Start-up looking to revolutionise eco-shopping with vending machines to refill plastic bottles
A Polish start-up wants to “revolutionise the shopping experience” and cut plastic waste by placing vending-machine style “refill-o-mats” in shops where customers can refill bottles rather than discarding them.
Thinking big Swapp, founded by Szymon Barabasz and Sargheve Sukumaran, also plans to go beyond the world of retail by putting its refill-o-mats in other buildings such as blocks of flats in a bid to shake up shopping and shrink the mountains of plastic waste the world produces each year.
Taking its first steps on what it intends to a big long road, the firm has already got its first machine in a Warsaw branch of a Carrefour Bio, the green and organic branch of the supermarket chain, in a move that ties in with the retail giant’s goal of reducing packaging waste.
The interactive vending machine dispenses four liquids produced by Yope, a maker of environmentally friendly cosmetics and cleaning products.
The idea for the machine came when Barabasz was mulling over the problem of plastic waste.
“I’m a vegetarian and into less waste, and I started to think about why there was so much waste, and that there should be another way,” he told TFN. “So I started to go deep into the problem, reading and listening to pod-casts, and then I thought about some kind of re-fill-o-mat.”
He was told to get in touch with Sukumaran, an Indian living in Warsaw with extensive experience in design and technology, who could help turn an idea into reality.
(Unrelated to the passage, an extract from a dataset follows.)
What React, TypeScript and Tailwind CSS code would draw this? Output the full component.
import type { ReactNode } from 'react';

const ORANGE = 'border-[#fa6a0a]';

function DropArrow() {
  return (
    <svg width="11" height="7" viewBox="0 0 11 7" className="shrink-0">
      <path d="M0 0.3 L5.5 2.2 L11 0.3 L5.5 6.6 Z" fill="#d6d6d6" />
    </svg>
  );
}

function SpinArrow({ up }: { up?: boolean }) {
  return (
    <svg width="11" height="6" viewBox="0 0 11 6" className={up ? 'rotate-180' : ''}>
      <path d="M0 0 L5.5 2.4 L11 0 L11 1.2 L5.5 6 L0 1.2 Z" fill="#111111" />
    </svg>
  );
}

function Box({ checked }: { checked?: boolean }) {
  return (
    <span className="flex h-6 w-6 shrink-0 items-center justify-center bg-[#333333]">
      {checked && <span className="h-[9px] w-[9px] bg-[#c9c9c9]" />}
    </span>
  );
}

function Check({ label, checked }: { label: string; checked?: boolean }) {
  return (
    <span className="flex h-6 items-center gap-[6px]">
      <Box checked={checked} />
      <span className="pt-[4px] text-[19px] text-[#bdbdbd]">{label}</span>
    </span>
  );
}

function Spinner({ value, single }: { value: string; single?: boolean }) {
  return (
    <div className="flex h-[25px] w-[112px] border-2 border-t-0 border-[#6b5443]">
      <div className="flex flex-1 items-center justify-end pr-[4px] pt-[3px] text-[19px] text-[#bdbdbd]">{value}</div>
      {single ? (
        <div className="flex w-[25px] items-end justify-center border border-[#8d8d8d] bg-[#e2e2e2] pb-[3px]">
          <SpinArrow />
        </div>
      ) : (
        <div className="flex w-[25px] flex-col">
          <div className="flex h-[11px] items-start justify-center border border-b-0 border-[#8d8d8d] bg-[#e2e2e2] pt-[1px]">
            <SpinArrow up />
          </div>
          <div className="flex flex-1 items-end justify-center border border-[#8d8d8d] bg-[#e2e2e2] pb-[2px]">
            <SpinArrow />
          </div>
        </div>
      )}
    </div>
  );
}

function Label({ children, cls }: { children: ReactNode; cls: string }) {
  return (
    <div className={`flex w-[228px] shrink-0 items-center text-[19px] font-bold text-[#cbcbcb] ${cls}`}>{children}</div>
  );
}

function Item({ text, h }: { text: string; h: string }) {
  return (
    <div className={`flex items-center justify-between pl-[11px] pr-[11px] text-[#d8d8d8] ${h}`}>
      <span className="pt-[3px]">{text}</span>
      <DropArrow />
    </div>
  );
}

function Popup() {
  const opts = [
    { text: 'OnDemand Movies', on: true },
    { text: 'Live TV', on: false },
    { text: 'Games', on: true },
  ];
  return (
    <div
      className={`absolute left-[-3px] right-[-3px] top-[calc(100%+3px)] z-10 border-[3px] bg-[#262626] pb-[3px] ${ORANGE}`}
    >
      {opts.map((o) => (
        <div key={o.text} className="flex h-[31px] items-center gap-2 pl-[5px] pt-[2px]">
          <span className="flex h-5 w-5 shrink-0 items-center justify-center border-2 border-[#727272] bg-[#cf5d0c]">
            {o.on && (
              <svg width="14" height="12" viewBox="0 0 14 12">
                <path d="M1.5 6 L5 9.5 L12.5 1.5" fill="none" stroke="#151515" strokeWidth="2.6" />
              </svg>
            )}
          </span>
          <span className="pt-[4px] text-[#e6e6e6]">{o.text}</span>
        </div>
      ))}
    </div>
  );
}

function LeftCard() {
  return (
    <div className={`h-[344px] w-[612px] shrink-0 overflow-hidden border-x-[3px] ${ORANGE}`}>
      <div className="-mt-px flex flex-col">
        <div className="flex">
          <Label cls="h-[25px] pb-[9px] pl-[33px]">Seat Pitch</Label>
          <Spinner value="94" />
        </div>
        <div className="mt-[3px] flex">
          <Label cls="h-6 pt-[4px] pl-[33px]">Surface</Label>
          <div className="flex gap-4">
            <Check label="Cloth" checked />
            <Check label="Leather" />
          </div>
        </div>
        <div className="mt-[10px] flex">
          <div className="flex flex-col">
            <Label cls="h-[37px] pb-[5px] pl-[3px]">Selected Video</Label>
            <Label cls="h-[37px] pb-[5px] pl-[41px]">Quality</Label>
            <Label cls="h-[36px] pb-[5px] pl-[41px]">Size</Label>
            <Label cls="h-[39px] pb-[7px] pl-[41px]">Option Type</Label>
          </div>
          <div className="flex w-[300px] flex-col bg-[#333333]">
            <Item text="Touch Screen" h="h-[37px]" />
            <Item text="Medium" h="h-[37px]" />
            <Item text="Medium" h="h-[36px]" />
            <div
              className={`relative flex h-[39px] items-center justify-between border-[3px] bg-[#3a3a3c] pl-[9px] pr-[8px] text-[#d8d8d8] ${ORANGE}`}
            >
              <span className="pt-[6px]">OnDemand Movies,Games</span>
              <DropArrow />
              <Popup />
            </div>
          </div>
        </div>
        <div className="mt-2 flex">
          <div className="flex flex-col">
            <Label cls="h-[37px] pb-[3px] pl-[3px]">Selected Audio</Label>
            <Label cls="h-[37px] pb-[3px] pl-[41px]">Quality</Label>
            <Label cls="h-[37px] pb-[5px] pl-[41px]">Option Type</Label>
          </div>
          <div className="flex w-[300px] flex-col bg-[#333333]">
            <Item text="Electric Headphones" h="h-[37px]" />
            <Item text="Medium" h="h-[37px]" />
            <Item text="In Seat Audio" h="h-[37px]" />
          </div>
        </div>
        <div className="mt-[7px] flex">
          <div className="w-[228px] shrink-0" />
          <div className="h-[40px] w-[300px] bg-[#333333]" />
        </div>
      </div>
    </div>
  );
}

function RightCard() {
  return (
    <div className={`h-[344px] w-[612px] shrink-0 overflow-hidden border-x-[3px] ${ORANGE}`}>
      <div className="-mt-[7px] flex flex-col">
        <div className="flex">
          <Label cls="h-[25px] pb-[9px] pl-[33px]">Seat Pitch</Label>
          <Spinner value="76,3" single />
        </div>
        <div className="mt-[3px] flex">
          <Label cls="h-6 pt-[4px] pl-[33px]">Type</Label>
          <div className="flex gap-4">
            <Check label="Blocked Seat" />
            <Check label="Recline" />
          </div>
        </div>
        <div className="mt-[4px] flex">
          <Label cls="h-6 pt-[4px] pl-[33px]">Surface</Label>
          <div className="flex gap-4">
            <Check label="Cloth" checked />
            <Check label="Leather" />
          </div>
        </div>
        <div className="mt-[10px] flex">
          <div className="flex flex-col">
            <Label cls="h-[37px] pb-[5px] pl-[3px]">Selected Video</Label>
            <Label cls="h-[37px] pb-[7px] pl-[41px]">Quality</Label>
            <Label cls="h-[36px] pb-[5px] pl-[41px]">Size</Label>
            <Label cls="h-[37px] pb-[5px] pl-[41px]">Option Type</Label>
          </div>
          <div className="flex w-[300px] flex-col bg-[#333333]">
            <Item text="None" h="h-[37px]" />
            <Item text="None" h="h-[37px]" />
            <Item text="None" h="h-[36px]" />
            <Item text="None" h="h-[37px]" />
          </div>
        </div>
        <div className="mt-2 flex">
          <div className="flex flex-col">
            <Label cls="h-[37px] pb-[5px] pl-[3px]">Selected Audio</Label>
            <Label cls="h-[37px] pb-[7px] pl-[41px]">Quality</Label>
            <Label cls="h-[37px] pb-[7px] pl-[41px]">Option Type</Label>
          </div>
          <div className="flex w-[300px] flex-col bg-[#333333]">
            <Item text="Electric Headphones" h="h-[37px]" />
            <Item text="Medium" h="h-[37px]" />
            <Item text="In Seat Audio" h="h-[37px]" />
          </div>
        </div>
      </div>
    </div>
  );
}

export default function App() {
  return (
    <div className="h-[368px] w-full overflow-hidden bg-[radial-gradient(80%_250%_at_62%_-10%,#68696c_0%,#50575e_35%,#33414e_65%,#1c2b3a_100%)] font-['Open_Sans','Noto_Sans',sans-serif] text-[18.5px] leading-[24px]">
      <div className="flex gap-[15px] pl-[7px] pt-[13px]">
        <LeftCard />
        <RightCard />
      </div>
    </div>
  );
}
Andrzej Sarapata, a market and project management expert, was also brought on board, and Swapp was born.
“Now we are developing this product and I hope it will revolutionise the shopping experience for people,” said Barabasz.
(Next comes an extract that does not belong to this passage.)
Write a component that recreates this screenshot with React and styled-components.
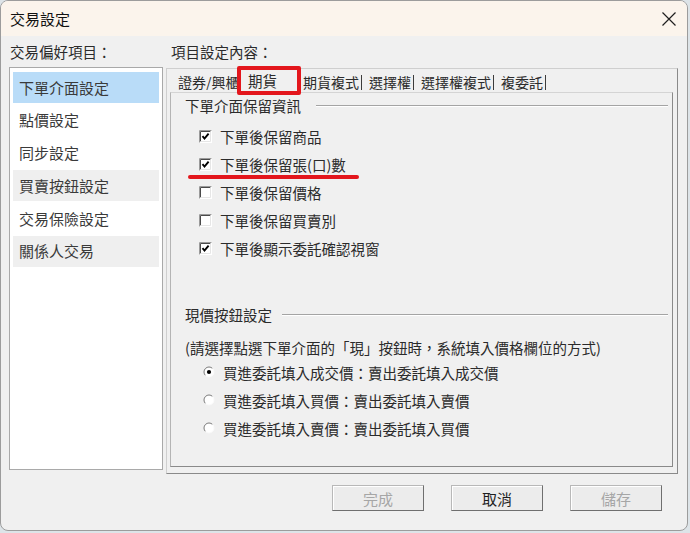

Sukumaran is quick to stress that Swapp is probably not the first company in the world to come up with the idea of the refill vending machine but he is also eager to point out that the machine is just part of a re-using, and low-packaging “eco-system” that the company’s plans to develop.
An example of this, he pointed out, are the bottles that can be used at the refill-o-mats.
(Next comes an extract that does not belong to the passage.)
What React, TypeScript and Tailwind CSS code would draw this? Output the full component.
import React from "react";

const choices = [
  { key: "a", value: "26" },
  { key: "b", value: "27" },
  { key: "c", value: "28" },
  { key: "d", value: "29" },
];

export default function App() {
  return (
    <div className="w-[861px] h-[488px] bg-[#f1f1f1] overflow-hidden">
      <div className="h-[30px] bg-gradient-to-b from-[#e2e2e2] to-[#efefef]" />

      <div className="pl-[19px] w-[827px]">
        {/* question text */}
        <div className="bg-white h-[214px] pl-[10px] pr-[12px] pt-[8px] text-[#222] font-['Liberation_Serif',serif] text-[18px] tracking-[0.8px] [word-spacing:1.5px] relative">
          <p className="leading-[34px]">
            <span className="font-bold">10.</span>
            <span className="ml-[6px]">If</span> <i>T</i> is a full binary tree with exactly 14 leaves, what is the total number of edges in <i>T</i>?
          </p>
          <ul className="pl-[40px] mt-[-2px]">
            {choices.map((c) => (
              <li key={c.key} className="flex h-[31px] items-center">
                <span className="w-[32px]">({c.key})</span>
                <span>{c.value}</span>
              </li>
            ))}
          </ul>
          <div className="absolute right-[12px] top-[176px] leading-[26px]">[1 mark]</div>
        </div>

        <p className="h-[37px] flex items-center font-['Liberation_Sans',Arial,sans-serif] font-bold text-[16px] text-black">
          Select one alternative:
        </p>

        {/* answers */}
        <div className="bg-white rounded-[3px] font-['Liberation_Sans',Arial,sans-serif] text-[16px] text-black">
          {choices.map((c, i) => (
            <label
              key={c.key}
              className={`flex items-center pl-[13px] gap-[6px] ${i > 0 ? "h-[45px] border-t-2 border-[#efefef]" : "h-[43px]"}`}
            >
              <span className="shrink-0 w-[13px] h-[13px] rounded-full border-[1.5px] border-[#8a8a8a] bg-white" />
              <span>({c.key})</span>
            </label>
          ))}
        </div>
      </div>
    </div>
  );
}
“We would like to introduce bottle renting,” he explained. “We were thinking that if people don't want to buy a bottle or have forgotten their own then they can rent a stainless steel bottle. This bottle is a bit more expensive than a glass bottle, but the idea is that you can use it anywhere between 100 and 500 times. When renting the bottle you pay a deposit so you either keep the bottle or if you want to return it we will pay you back all the money.”
The firm also wants to develop an app, as part of aforementioned eco-system, which can provide customers with handy details such as where the refill-o-mats are located and what they dispense.
But for the time being most of Swapp’s attention is absorbed by developing its vending machine. Having got the prototype model up and running, pulled in a few investors and managed to attract the attention of retail chains and product producers the goal now is to develop more advanced refill-o-mats which can also be manufactured and distributed quickly, and one that can handle more than soap.
“We want to have machines that can sell cosmetics, but we are also thinking about selling olive oil, vinegar, ketchup, mayonnaise, mustard, and of course yogurts,” explained Barabasz.
“We are now talking with Carrefour, Rossmann, Auchan etc. because everybody wants to join us and put the machine in their shops,” he continued. “So if we can sign a contract this year, probably next year, like in May, there will be more Swapp machines in Warsaw.”
And the Swapp machines could also escape the confines of shops. If all goes to plan, refill-o-mats could appear, one day, in apartment blocks, hotels and metro stations; or anywhere people might need a supply of something useful that can be poured into a bottle.